**WRITTEN EXERCISE**
Gather all lines in the data that hold the string "this".

**RECORDS FOR THE TASK**
◇ ◇ ◇ ◇
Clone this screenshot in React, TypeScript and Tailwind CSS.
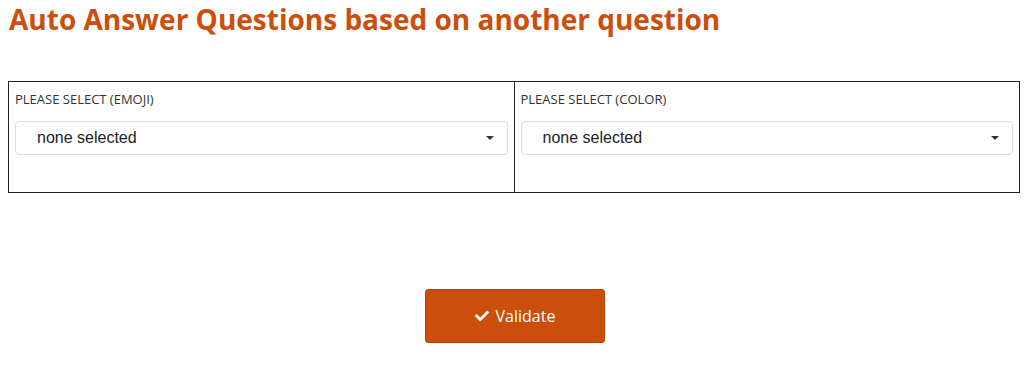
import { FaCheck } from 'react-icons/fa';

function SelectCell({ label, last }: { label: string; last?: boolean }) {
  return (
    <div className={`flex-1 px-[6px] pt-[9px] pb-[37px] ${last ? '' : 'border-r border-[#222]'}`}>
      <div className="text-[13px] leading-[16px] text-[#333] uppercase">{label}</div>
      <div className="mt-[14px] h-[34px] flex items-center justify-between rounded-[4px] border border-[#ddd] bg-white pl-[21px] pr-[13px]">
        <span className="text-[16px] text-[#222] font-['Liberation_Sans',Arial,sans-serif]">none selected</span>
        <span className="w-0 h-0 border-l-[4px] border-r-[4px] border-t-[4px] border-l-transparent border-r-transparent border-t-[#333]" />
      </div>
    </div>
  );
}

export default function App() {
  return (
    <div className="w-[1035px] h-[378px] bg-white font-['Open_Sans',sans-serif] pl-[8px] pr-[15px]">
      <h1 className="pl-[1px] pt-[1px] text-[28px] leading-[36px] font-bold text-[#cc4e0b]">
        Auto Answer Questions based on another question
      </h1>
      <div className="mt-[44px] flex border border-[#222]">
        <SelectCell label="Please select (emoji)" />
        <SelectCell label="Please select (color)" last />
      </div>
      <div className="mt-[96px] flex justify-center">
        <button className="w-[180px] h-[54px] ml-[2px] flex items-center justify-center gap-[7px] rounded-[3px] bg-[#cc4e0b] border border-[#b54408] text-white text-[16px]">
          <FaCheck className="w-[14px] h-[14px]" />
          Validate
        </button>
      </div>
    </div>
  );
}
◇ ◇ ◇ ◇
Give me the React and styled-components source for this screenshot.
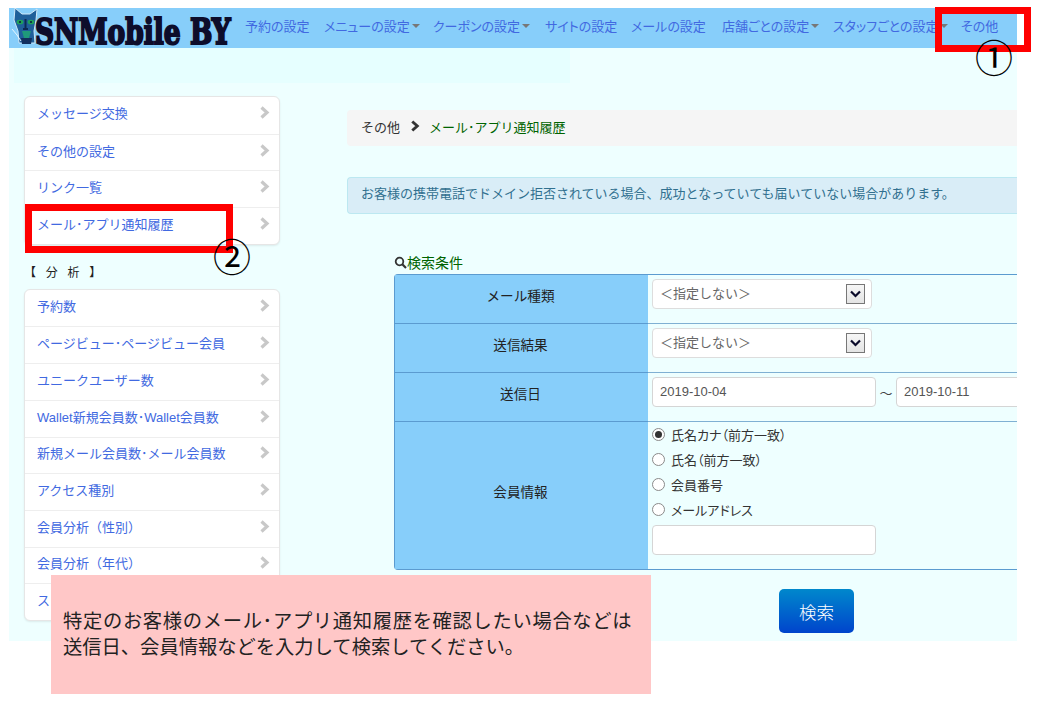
◇ ◇ ◇ ◇
**THE ANSWER**
Clone this screenshot in React, TypeScript and Tailwind CSS.
Give me the React and styled-components source for this screenshot.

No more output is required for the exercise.